■ Materials provided:
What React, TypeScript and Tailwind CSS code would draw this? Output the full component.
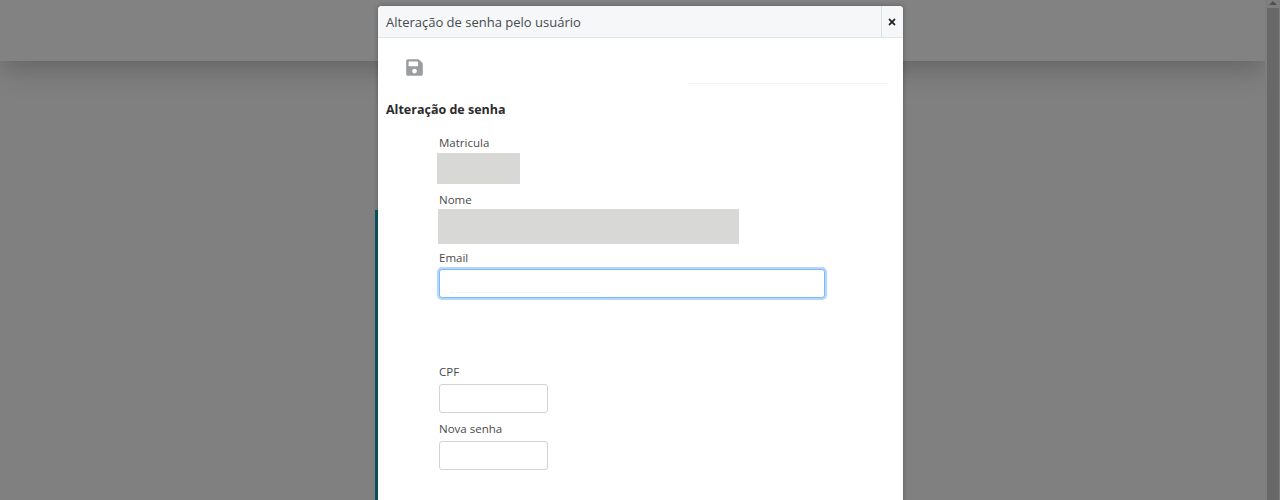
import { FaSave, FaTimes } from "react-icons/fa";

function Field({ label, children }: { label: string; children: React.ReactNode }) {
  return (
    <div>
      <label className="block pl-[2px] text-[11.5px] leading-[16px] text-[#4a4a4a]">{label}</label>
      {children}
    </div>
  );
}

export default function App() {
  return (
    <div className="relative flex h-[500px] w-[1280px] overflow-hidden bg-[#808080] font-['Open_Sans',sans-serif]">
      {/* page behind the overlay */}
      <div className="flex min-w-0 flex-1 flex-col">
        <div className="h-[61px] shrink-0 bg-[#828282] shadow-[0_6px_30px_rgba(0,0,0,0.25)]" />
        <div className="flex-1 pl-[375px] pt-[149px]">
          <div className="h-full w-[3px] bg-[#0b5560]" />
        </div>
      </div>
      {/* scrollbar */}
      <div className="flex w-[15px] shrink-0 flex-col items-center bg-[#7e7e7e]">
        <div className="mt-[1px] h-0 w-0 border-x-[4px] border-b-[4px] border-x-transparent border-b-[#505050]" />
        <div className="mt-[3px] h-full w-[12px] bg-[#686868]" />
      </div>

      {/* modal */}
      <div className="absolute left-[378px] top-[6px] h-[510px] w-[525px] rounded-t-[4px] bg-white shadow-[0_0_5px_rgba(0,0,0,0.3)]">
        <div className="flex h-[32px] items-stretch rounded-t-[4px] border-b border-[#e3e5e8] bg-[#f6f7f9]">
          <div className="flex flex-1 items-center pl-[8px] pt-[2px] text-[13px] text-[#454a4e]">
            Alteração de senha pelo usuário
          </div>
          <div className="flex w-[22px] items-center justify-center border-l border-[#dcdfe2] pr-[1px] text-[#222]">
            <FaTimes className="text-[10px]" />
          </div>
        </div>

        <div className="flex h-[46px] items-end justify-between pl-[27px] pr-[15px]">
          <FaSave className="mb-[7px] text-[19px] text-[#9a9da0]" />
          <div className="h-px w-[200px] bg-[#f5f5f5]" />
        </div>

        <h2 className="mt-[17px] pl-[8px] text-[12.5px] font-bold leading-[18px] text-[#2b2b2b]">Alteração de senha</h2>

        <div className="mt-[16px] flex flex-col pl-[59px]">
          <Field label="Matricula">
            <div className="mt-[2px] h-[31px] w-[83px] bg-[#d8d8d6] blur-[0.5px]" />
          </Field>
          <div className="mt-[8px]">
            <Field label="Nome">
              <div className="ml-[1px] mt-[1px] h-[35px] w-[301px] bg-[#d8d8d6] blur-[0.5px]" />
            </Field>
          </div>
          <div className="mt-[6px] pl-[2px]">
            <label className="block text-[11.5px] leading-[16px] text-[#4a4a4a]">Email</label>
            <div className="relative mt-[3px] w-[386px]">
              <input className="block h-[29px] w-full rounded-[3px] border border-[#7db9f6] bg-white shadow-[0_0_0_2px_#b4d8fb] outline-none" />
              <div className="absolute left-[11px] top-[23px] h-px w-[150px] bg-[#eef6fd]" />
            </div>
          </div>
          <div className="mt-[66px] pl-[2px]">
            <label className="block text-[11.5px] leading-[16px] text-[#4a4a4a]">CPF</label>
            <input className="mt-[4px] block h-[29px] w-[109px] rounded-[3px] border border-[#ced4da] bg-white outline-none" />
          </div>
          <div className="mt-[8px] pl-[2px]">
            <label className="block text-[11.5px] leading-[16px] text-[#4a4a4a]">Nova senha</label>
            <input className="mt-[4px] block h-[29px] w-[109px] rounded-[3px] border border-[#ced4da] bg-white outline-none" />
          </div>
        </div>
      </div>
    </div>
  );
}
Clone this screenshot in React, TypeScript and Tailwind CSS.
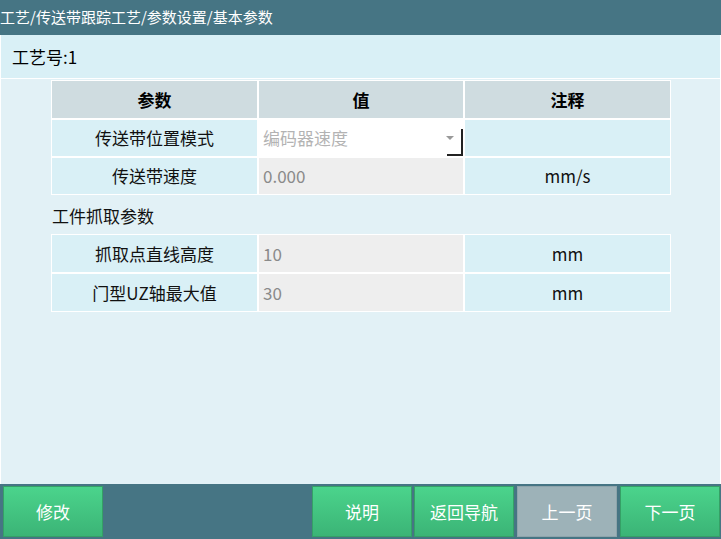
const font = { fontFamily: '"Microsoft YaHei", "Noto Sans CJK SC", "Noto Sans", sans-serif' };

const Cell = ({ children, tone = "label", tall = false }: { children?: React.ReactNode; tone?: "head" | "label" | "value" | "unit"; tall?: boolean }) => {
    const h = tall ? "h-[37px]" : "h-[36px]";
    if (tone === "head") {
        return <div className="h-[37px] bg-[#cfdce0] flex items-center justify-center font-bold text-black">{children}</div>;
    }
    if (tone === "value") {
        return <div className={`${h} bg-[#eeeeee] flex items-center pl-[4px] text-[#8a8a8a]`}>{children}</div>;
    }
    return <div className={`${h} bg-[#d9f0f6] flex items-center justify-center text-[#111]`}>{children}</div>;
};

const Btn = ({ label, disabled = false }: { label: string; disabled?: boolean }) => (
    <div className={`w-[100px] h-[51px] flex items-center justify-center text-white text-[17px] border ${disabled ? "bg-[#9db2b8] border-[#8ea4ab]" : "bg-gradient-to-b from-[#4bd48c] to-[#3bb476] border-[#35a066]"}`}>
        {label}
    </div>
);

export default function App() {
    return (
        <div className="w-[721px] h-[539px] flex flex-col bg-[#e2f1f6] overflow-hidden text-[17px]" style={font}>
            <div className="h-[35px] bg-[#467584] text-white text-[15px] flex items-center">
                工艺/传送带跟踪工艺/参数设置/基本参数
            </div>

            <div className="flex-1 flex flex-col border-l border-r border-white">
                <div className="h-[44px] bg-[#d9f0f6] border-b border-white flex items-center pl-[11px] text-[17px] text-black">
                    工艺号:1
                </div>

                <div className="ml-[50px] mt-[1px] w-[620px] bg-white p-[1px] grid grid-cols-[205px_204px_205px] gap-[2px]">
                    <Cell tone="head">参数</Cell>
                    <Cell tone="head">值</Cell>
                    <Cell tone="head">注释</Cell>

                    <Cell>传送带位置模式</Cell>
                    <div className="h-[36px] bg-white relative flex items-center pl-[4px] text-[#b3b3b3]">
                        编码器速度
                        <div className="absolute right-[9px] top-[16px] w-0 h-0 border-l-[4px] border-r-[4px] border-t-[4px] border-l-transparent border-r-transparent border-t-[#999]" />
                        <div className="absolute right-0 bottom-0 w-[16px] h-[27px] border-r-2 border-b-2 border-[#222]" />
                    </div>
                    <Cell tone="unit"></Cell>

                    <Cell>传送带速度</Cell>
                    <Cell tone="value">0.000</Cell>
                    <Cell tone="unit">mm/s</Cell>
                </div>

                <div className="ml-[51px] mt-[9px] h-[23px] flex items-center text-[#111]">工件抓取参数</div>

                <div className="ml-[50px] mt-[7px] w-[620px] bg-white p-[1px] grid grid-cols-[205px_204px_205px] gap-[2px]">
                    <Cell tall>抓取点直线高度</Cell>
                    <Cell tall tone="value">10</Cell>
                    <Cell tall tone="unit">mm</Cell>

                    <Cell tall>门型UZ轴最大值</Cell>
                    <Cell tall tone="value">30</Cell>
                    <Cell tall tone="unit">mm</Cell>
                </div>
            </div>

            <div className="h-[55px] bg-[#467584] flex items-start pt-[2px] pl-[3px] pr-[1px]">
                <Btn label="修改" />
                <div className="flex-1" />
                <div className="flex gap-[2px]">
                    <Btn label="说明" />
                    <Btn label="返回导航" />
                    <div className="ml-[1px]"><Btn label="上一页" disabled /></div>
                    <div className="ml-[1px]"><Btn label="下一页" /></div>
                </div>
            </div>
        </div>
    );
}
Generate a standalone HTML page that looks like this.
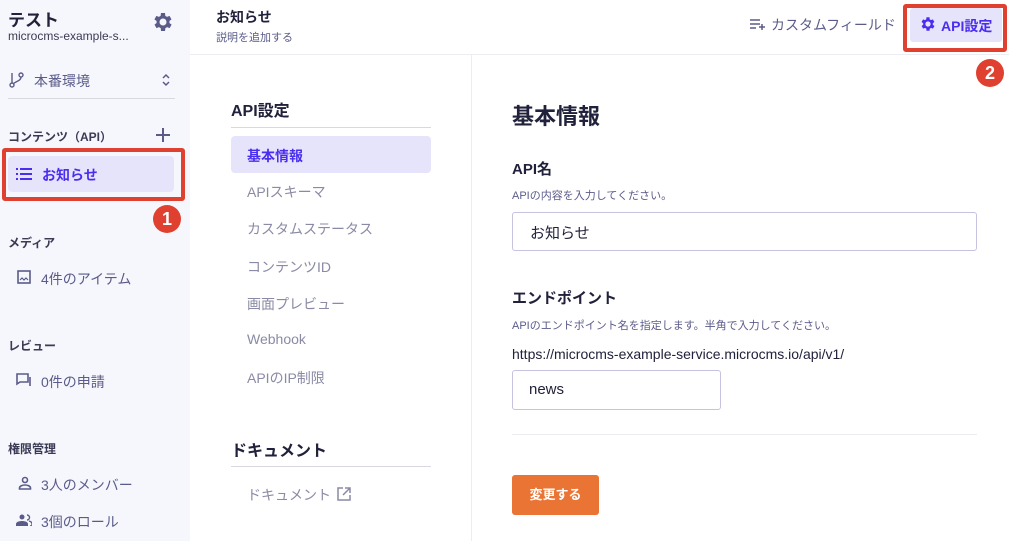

■ Given task: Copy every line above in which the string "this" shows up.

■ Written reply:
What React, TypeScript and Tailwind CSS code would draw this? Output the full component.
Clone this screenshot in React, TypeScript and Tailwind CSS.
Generate a standalone HTML page that looks like this.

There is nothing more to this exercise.